For my feature space, I decided to go with a combination of scalar and visual features. As we’ve seen with the other papers, scalar features alone are actually pretty informative, and they allow you to get away with less intensive architectures. My rationale was that giving the agent visual features is more “natural”, since it wouldn’t have to memorize things like how close another player has to be for an attack to hit. I didn’t want to turn this into a computer vision task, though, so instead of pixels, I just displayed the hitboxes and hurtboxes.
Because I didn’t want to iterate on an expensive environment, I wrote a fast, simple, Smash-like fighting game in Bevy. In the game, you can move left and right, and you also get a jump.
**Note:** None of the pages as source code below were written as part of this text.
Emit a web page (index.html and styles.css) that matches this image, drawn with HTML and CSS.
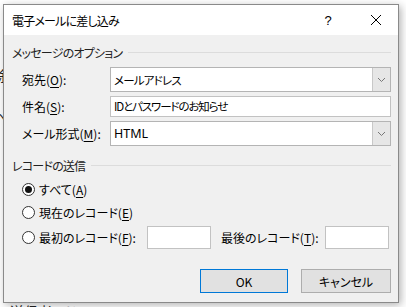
FILE: index.html
```html
<html>

<head>
  <title>電子メールに差し込み</title>
  <link rel="stylesheet" href="styles.css">
</head>

<body>
  <div class="doc">
    <p class="line l1">除</p>
    <p class="line l2">へ</p>
    <p class="line l3">:</p>
    <p class="line l4"><a href="#">t</a></p>
    <p class="line l5">(</p>
    <p class="line l6">送信者アドレス</p>
  </div>

  <div class="dialog">
    <div class="titlebar">
      <span class="title">電子メールに差し込み</span>
      <span class="help">?</span>
      <span class="close">
        <svg width="12" height="12" viewBox="0 0 12 12">
          <path d="M1 1L11 11M11 1L1 11" stroke="#000" stroke-width="1" fill="none" />
        </svg>
      </span>
    </div>

    <div class="content">
      <div class="group-head"><span>メッセージのオプション</span></div>

      <div class="form">
        <label>宛先(<u>O</u>):</label>
        <div class="combo">
          <span class="value">メールアドレス</span>
          <span class="drop"><svg width="9" height="6" viewBox="0 0 9 6"><path d="M1 1L4.5 4.5L8 1" stroke="#777" fill="none" /></svg></span>
        </div>

        <label>件名(<u>S</u>):</label>
        <div class="field">IDとパスワードのお知らせ</div>

        <label>メール形式(<u>M</u>):</label>
        <div class="combo">
          <span class="value latin">HTML</span>
          <span class="drop"><svg width="9" height="6" viewBox="0 0 9 6"><path d="M1 1L4.5 4.5L8 1" stroke="#777" fill="none" /></svg></span>
        </div>
      </div>

      <div class="group-head second"><span>レコードの送信</span></div>

      <div class="radios">
        <div class="radio-row r1"><span class="radio checked"></span><span>すべて(<u>A</u>)</span></div>
        <div class="radio-row r2"><span class="radio"></span><span>現在のレコード(<u>E</u>)</span></div>
        <div class="radio-row r3">
          <span class="radio"></span>
          <span class="range-label">最初のレコード(<u>F</u>):</span>
          <span class="small-field"></span>
          <span class="range-label last">最後のレコード(<u>T</u>):</span>
          <span class="small-field"></span>
        </div>
      </div>

      <div class="buttons">
        <button class="button default">OK</button>
        <button class="button cancel">キャンセル</button>
      </div>
    </div>
  </div>
</body>

</html>
```

FILE: styles.css
```css
body {
  margin: 0;
  background: #fff;
  font-family: 'Noto Sans CJK JP', 'Noto Sans', sans-serif;
  font-feature-settings: "palt";
  font-size: 12px;
  color: #000;
  overflow: hidden;
  width: 406px;
  height: 307px;
}

p {
  margin: 0;
}

u {
  text-decoration-thickness: 1px;
  text-underline-offset: 2px;
}

/* document behind the dialog */
.doc {
  height: 307px;
  overflow: hidden;
  margin-left: -6px;
  font-size: 14px;
  line-height: 16px;
  color: #222;
}

.line {
  height: 16px;
}

.l1 { margin-top: 67px; }
.l2 { margin-top: 26px; }
.l3 { margin-top: 18px; }
.l4 { margin-top: 32px; }
.l5 { margin-top: 4px; }
.l6 { margin-top: 76px; margin-left: 16px; }

.doc a {
  color: #1a5fb4;
}

/* dialog window */
.dialog {
  position: absolute;
  left: 3px;
  top: 4px;
  width: 394px;
  height: 297px;
  border: 1px solid #8a8a8a;
  background: #f0f0f0;
  box-shadow: 2px 2px 8px rgb(0 0 0 / 30%);
  display: flex;
  flex-direction: column;
}

.titlebar {
  height: 30px;
  background: #fff;
  display: flex;
  align-items: center;
  padding-left: 8px;
  flex-shrink: 0;
}

.title {
  flex: 1;
  font-size: 12px;
  letter-spacing: -0.8px;
}

.help {
  width: 20px;
  text-align: center;
  font-family: 'Liberation Sans', sans-serif;
  font-size: 13px;
  margin-right: 32px;
}

.close {
  display: flex;
  margin-right: 16px;
}

.content {
  padding: 9px 7px 0 8px;
}

.group-head {
  display: flex;
  align-items: center;
  gap: 6px;
  height: 16px;
  color: #222;
}

.group-head span {
  letter-spacing: -0.8px;
}

.group-head::after {
  content: '';
  flex: 1;
  border-top: 1px solid #dcdcdc;
}

.group-head.second {
  margin-top: 11px;
}

.form {
  display: grid;
  grid-template-columns: 88px 1fr;
  grid-template-rows: 25px 21px 25px;
  row-gap: 4px;
  align-items: center;
  margin-top: 7px;
  padding-left: 10px;
}

.form label {
  line-height: 16px;
}

.combo {
  height: 25px;
  box-sizing: border-box;
  border: 1px solid #b4b4b4;
  background: #fff;
  display: flex;
  align-items: center;
}

.combo .value {
  flex: 1;
  padding-left: 3px;
  font-size: 11.5px;
  letter-spacing: -0.8px;
}

.combo .latin {
  font-family: 'Noto Sans', sans-serif;
  font-size: 12.5px;
  letter-spacing: 0;
}

.drop {
  width: 17px;
  height: 100%;
  border-left: 1px solid #c8c8c8;
  background: #e6e6e6;
  display: flex;
  align-items: center;
  justify-content: center;
}

.field {
  height: 21px;
  box-sizing: border-box;
  border: 1px solid #c2c2c2;
  background: #fff;
  padding-left: 3px;
  line-height: 19px;
  margin-top: -1px;
  font-size: 11.5px;
  letter-spacing: -1.1px;
}

.radios {
  padding-left: 10px;
}

.radio-row {
  display: flex;
  align-items: center;
  gap: 4px;
  height: 16px;
  white-space: nowrap;
}

.r1 { margin-top: 8px; }
.r2 { margin-top: 7px; }

.r3 {
  margin-top: 6px;
  height: 23px;
}

.radio {
  width: 13px;
  height: 13px;
  box-sizing: border-box;
  border: 1px solid #333;
  border-radius: 50%;
  background: #fff;
  display: flex;
  align-items: center;
  justify-content: center;
}

.radio.checked::after {
  content: '';
  width: 7px;
  height: 7px;
  border-radius: 50%;
  background: #111;
}

.range-label {
  width: 104px;
}

.range-label.last {
  width: 100px;
  margin-left: 6px;
}

.small-field {
  width: 64px;
  height: 23px;
  box-sizing: border-box;
  border: 1px solid #c2c2c2;
  background: #fff;
}

.buttons {
  display: flex;
  justify-content: flex-end;
  gap: 13px;
  margin-top: 20px;
}

.button {
  height: 24px;
  font-family: inherit;
  font-feature-settings: "palt";
  font-size: 12px;
  background: #e1e1e1;
  border: 1px solid #adadad;
  padding: 0;
  color: #000;
}

.button.default {
  width: 88px;
  border-color: #0078d7;
}

.button.cancel {
  width: 90px;
}
```
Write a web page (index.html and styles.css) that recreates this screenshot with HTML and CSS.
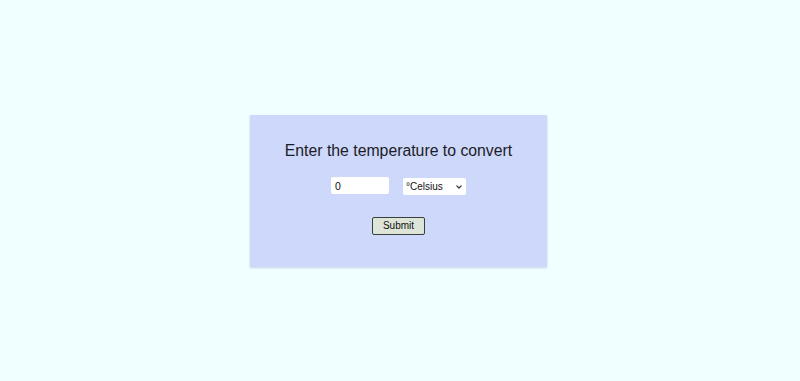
FILE: index.html
```
<!DOCTYPE html>
<html>
<head>
<meta charset="utf-8">
<link rel="stylesheet" href="styles.css">
</head>
<body>
<div class="page">
  <form class="card">
    <h1 class="title">Enter the temperature to convert</h1>
    <div class="row">
      <input class="num" type="text" value="0">
      <div class="select-wrap">
        <select class="unit">
          <option>°Celsius</option>
          <option>°Fahrenheit</option>
        </select>
        <svg class="chevron" width="6" height="4" viewBox="0 0 6 4" aria-hidden="true">
          <path d="M0.8 0.8 L3 3 L5.2 0.8" fill="none" stroke="#333" stroke-width="1.2" stroke-linecap="round" stroke-linejoin="round"/>
        </svg>
      </div>
    </div>
    <button class="submit" type="button">Submit</button>
  </form>
</div>
</body>
</html>
```
FILE: styles.css
```
html, body {
  margin: 0;
  height: 100%;
}
body {
  background: #f0ffff;
  font-family: "Liberation Sans", Arial, sans-serif;
}
.page {
  height: 100%;
  display: flex;
  align-items: center;
  justify-content: center;
  padding-right: 3px;
  box-sizing: border-box;
}
.card {
  width: 297px;
  height: 152px;
  box-sizing: border-box;
  background: #cdd8fb;
  box-shadow: 0 1px 2px rgba(120, 130, 160, 0.35);
  display: flex;
  flex-direction: column;
  align-items: center;
  padding-top: 26px;
}
.title {
  margin: 0;
  font-size: 15.8px;
  font-weight: normal;
  color: #1c1c26;
  line-height: 20px;
}
.row {
  display: flex;
  gap: 14px;
  margin-top: 16px;
  align-items: center;
}
.num {
  width: 58px;
  height: 17px;
  box-sizing: border-box;
  border: none;
  border-radius: 2px;
  background: #fff;
  padding: 0 4px;
  font-family: "Liberation Sans", Arial, sans-serif;
  font-size: 10.5px;
  color: #111;
  outline: none;
}
.select-wrap {
  position: relative;
  margin-top: 1px;
}
.unit {
  appearance: none;
  -webkit-appearance: none;
  display: block;
  width: 63px;
  height: 17px;
  box-sizing: border-box;
  border: none;
  border-radius: 2px;
  background: #fff;
  padding: 0 0 0 3px;
  font-family: "Liberation Sans", Arial, sans-serif;
  font-size: 10px;
  color: #111;
}
.chevron {
  position: absolute;
  right: 4px;
  top: 7px;
  pointer-events: none;
}
.submit {
  margin-top: 22px;
  width: 53px;
  height: 18px;
  padding: 0;
  border: 1px solid #3a3f3a;
  border-radius: 2px;
  background: #dde5d8;
  font-family: "Liberation Sans", Arial, sans-serif;
  font-size: 10px;
  color: #111;
}
```
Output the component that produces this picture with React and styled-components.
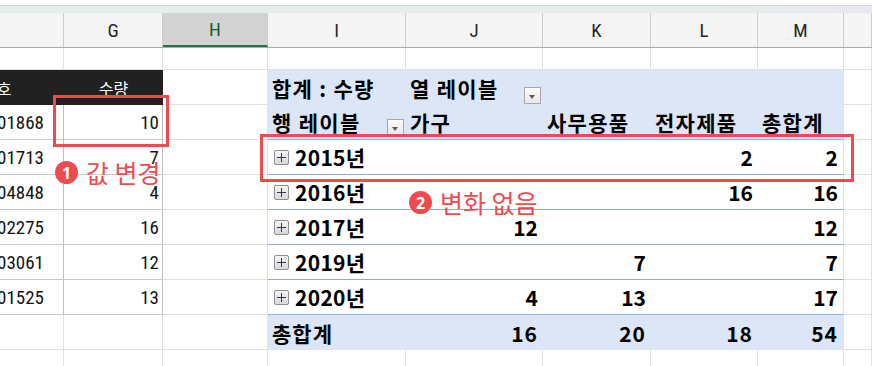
import React from "react";
import styled, { createGlobalStyle, css } from "styled-components";

const GlobalStyle = createGlobalStyle`
  html, body {
    margin: 0;
    padding: 0;
    background: #ffffff;
  }
  body {
    font-family: "Noto Sans CJK KR", "Noto Sans", sans-serif;
    overflow: hidden;
  }
`;

// visible column widths, F is cut at the left edge, N at the right edge
const COLUMNS = [
    { key: "F", label: "", width: 64 },
    { key: "G", label: "G", width: 99 },
    { key: "H", label: "H", width: 105, selected: true },
    { key: "I", label: "I", width: 138 },
    { key: "J", label: "J", width: 137 },
    { key: "K", label: "K", width: 108 },
    { key: "L", label: "L", width: 107 },
    { key: "M", label: "M", width: 86 },
    { key: "N", label: "", width: 28 },
];

const TEMPLATE = COLUMNS.map((c) => c.width + "px").join(" ");

const NARROW = `"Liberation Sans Narrow", "Roboto Condensed", "Noto Sans CJK KR", sans-serif`;
const KOREAN = `"Noto Sans CJK KR", "Noto Sans", sans-serif`;
const RED = "#ee4b51";
const PIVOT_BG = "#dce6f6";
const PIVOT_LINE = "#8eaadb";
const GRID_LINE = "#e1e1e1";

const Sheet = styled.div`
    position: relative;
    width: 872px;
    height: 366px;
    overflow: hidden;
    background: #ffffff;
`;

const FormulaStrip = styled.div`
    margin-top: 5px;
    height: 7px;
    border-top: 1px solid #d6d6d6;
    background: linear-gradient(90deg, #e4eeea 0%, #e5eeeb 82%, #e9e8f1 100%);
`;

const HeaderRow = styled.div`
    display: grid;
    grid-template-columns: ${TEMPLATE};
    height: 34px;
    background: #f5f5f5;
    border-bottom: 1px solid #ababab;
`;

const ColHeader = styled.div`
    display: flex;
    align-items: center;
    justify-content: center;
    box-sizing: border-box;
    border-right: 1px solid #cacaca;
    font-family: ${NARROW};
    font-size: 19px;
    color: #262626;

    ${(p) => p.$selected && css`
        background: #d3d3d3;
        color: #175c37;
        border-bottom: 2px solid #217346;
    `}
`;

const GridRow = styled.div`
    display: grid;
    grid-template-columns: ${TEMPLATE};
    height: ${(p) => p.$h}px;
`;

const tones = {
    plain: css`
        border-right: 1px solid ${GRID_LINE};
        border-bottom: 1px solid ${GRID_LINE};
    `,
    table: css`
        border-right: 1px solid #bfbfbf;
        border-bottom: 1px solid #c9c9c9;
        font-family: ${NARROW};
        font-size: 19px;
        color: #141414;
    `,
    dark: css`
        background: #212121;
        color: #ffffff;
        font-family: ${KOREAN};
        font-size: 16px;
    `,
    pivotHead: css`
        background: ${PIVOT_BG};
        font-weight: 700;
        letter-spacing: 1.3px;
    `,
    pivot: css`
        font-weight: 700;
        border-bottom: 1px solid ${PIVOT_LINE};
    `,
    pivotTotal: css`
        background: ${PIVOT_BG};
        font-weight: 700;
        letter-spacing: 1px;
    `,
};

const Cell = styled.div`
    display: flex;
    align-items: center;
    box-sizing: border-box;
    min-width: 0;
    overflow: hidden;
    white-space: nowrap;
    font-family: ${KOREAN};
    font-size: 21px;
    color: #000000;
    padding: ${(p) => p.$pad || "0 4px"};
    justify-content: ${(p) => (p.$align === "right" ? "flex-end" : p.$align === "center" ? "center" : "flex-start")};
    ${(p) => tones[p.$tone || "plain"]}
    ${(p) => p.$line && css`border-bottom: 1px solid ${PIVOT_LINE};`}
    ${(p) => p.$edge && css`border-right: 1px solid ${GRID_LINE};`}
`;

const Clip = styled.span`
    flex: none;
    margin-left: ${(p) => p.$shift}px;
`;

const DropButton = styled.span`
    position: relative;
    flex: none;
    align-self: flex-end;
    margin: 0 -2px ${(p) => p.$bottom}px auto;
    width: 17px;
    height: 17px;
    box-sizing: border-box;
    border: 1px solid #a8a8a8;
    background: linear-gradient(#fbfbfb, #e8e8e8);

    &::after {
        content: "";
        position: absolute;
        left: 4px;
        top: 7px;
        border-left: 3.5px solid transparent;
        border-right: 3.5px solid transparent;
        border-top: 4px solid #5a5a5a;
    }
`;

const ExpandBox = styled.span`
    position: relative;
    flex: none;
    width: 15px;
    height: 15px;
    margin: 0 6px 0 2px;
    box-sizing: border-box;
    border: 1px solid #8f8f8f;
    border-radius: 2px;
    background: linear-gradient(#f5f5f5, #d8d8d8);

    &::before,
    &::after {
        content: "";
        position: absolute;
        background: #2b3a5c;
    }
    &::before {
        left: 2px;
        right: 2px;
        top: 6px;
        height: 1px;
    }
    &::after {
        top: 2px;
        bottom: 2px;
        left: 6px;
        width: 1px;
    }
`;

const YearLabel = styled.span`
    letter-spacing: 0.3px;
`;

const RedBox = styled.div`
    position: absolute;
    left: ${(p) => p.$x}px;
    top: ${(p) => p.$y}px;
    width: ${(p) => p.$w}px;
    height: ${(p) => p.$h}px;
    box-sizing: border-box;
    border: 3px solid ${RED};
    pointer-events: none;
`;

const Note = styled.div`
    position: absolute;
    left: ${(p) => p.$x}px;
    top: ${(p) => p.$y}px;
    display: flex;
    align-items: center;
    gap: 8px;
    white-space: nowrap;
`;

const Badge = styled.span`
    display: flex;
    align-items: center;
    justify-content: center;
    width: 23px;
    height: 23px;
    border-radius: 50%;
    background: ${RED};
    color: #ffffff;
    font-family: "Open Sans", sans-serif;
    font-weight: 700;
    font-size: 16px;
    line-height: 1;
`;

const NoteText = styled.span`
    font-family: ${KOREAN};
    font-size: 25px;
    color: ${RED};
    line-height: 1;
`;

const ORDERS = [
    ["2020001868", 10],
    ["2020001713", 7],
    ["2020004848", 4],
    ["2020002275", 16],
    ["2020003061", 12],
    ["2020001525", 13],
];

const PIVOT_ROWS = [
    { year: "2015년", values: ["", "", "2", "2"] },
    { year: "2016년", values: ["", "", "16", "16"] },
    { year: "2017년", values: ["12", "", "", "12"] },
    { year: "2019년", values: ["", "7", "", "7"] },
    { year: "2020년", values: ["4", "13", "", "17"] },
];

const TOTALS = ["16", "20", "18", "54"];
const CATEGORIES = ["가구", "사무용품", "전자제품", "총합계"];

function OrderCells({ order }) {
    return (
        <>
            <Cell $tone="table" $align="right" $pad="0 19px 0 0">{order[0]}</Cell>
            <Cell $tone="table" $align="right" $pad="0 3px 0 0">{order[1]}</Cell>
        </>
    );
}

function BlankRow({ h }) {
    return (
        <GridRow $h={h}>
            {COLUMNS.map((c) => (
                <Cell key={c.key} />
            ))}
        </GridRow>
    );
}

export default function App() {
    return (
        <Sheet>
            <GlobalStyle />
            <FormulaStrip />

            <HeaderRow>
                {COLUMNS.map((c) => (
                    <ColHeader key={c.key} $selected={c.selected}>{c.label}</ColHeader>
                ))}
            </HeaderRow>

            <BlankRow h={22} />

            <GridRow $h={35}>
                <Cell $tone="dark"><Clip $shift={-22}>번호</Clip></Cell>
                <Cell $tone="dark" $align="center">수량</Cell>
                <Cell />
                <Cell $tone="pivotHead">합계 : 수량</Cell>
                <Cell $tone="pivotHead">
                    열 레이블
                    <DropButton $bottom={1} />
                </Cell>
                <Cell $tone="pivotHead" />
                <Cell $tone="pivotHead" />
                <Cell $tone="pivotHead" $edge />
                <Cell />
            </GridRow>

            <GridRow $h={35}>
                <OrderCells order={ORDERS[0]} />
                <Cell />
                <Cell $tone="pivotHead" $line>
                    행 레이블
                    <DropButton $bottom={3} />
                </Cell>
                {CATEGORIES.map((label, i) => (
                    <Cell key={label} $tone="pivotHead" $line $edge={i === 3}>{label}</Cell>
                ))}
                <Cell />
            </GridRow>

            {PIVOT_ROWS.map((row, r) => (
                <GridRow key={row.year} $h={35}>
                    <OrderCells order={ORDERS[r + 1]} />
                    <Cell />
                    <Cell $tone="pivot">
                        <ExpandBox />
                        <YearLabel>{row.year}</YearLabel>
                    </Cell>
                    {row.values.map((v, i) => (
                        <Cell key={i} $tone="pivot" $align="right" $pad="0 5px 0 0" $edge={i === 3}>{v}</Cell>
                    ))}
                    <Cell />
                </GridRow>
            ))}

            <GridRow $h={35}>
                <Cell />
                <Cell />
                <Cell />
                <Cell $tone="pivotTotal">총합계</Cell>
                {TOTALS.map((v, i) => (
                    <Cell key={i} $tone="pivotTotal" $align="right" $pad="0 5px 0 0" $edge={i === 3}>{v}</Cell>
                ))}
                <Cell />
            </GridRow>

            <BlankRow h={35} />

            <RedBox $x={53} $y={95} $w={116} $h={52} />
            <RedBox $x={260} $y={134} $w={594} $h={48} />

            <Note $x={55} $y={160}>
                <Badge>1</Badge>
                <NoteText>값 변경</NoteText>
            </Note>
            <Note $x={409} $y={190}>
                <Badge>2</Badge>
                <NoteText>변화 없음</NoteText>
            </Note>
        </Sheet>
    );
}
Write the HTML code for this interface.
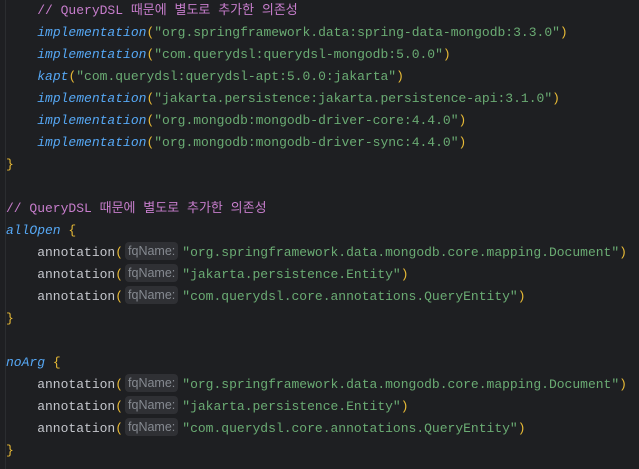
<!DOCTYPE html>
<html><head><meta charset="utf-8"><style>
body{margin:0;background:#1e1f22;width:639px;height:469px;overflow:hidden;position:relative}
.gut{position:absolute;left:5px;top:0;width:1px;height:469px;background:#2b2d30}
pre{margin:0;position:absolute;left:6px;top:0px;font-family:"Liberation Mono","Noto Sans CJK KR",monospace;font-size:13px;line-height:22px;color:#c4c6cc}
.c{color:#c77dcc}.f{color:#56a8f5;font-style:italic}.s{color:#6aab73}.p{color:#e8ba36}
.h{display:inline-block;background:#2f3034;color:#868a91;font-family:"Liberation Sans",sans-serif;font-size:12.5px;line-height:18px;padding:0 3px;border-radius:4px;margin:0 4px 0 2px;vertical-align:1px}
</style></head><body><div class="gut"></div><pre>    <span class="c">// QueryDSL 때문에 별도로 추가한 의존성</span>
    <span class="f">implementation</span><span class="p">(</span><span class="s">"org.springframework.data:spring-data-mongodb:3.3.0"</span><span class="p">)</span>
    <span class="f">implementation</span><span class="p">(</span><span class="s">"com.querydsl:querydsl-mongodb:5.0.0"</span><span class="p">)</span>
    <span class="f">kapt</span><span class="p">(</span><span class="s">"com.querydsl:querydsl-apt:5.0.0:jakarta"</span><span class="p">)</span>
    <span class="f">implementation</span><span class="p">(</span><span class="s">"jakarta.persistence:jakarta.persistence-api:3.1.0"</span><span class="p">)</span>
    <span class="f">implementation</span><span class="p">(</span><span class="s">"org.mongodb:mongodb-driver-core:4.4.0"</span><span class="p">)</span>
    <span class="f">implementation</span><span class="p">(</span><span class="s">"org.mongodb:mongodb-driver-sync:4.4.0"</span><span class="p">)</span>
<span class="p">}</span>

<span class="c">// QueryDSL 때문에 별도로 추가한 의존성</span>
<span class="f">allOpen</span> <span class="p">{</span>
    annotation<span class="p">(</span><span class="h">fqName:</span><span class="s">"org.springframework.data.mongodb.core.mapping.Document"</span><span class="p">)</span>
    annotation<span class="p">(</span><span class="h">fqName:</span><span class="s">"jakarta.persistence.Entity"</span><span class="p">)</span>
    annotation<span class="p">(</span><span class="h">fqName:</span><span class="s">"com.querydsl.core.annotations.QueryEntity"</span><span class="p">)</span>
<span class="p">}</span>

<span class="f">noArg</span> <span class="p">{</span>
    annotation<span class="p">(</span><span class="h">fqName:</span><span class="s">"org.springframework.data.mongodb.core.mapping.Document"</span><span class="p">)</span>
    annotation<span class="p">(</span><span class="h">fqName:</span><span class="s">"jakarta.persistence.Entity"</span><span class="p">)</span>
    annotation<span class="p">(</span><span class="h">fqName:</span><span class="s">"com.querydsl.core.annotations.QueryEntity"</span><span class="p">)</span>
<span class="p">}</span></pre></body></html>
There are four kinds of attacks:
- A fast, light attack, similar to Smash’s jab attacks,
- A slow, heavy attack, similar to Smash’s smash attacks,
- A projectile with a fair bit of startup, and
- A grab attack that ignores shields.
Speaking of shielding, that’s also something you can do.
Aside from being much faster to run than simulating a Gamecube, being such a simple environment means it’s easier to spot and debug strange behavior. For instance, agents turning away from each other and firing projectiles off stage could indicate that I accidentally switched their positions.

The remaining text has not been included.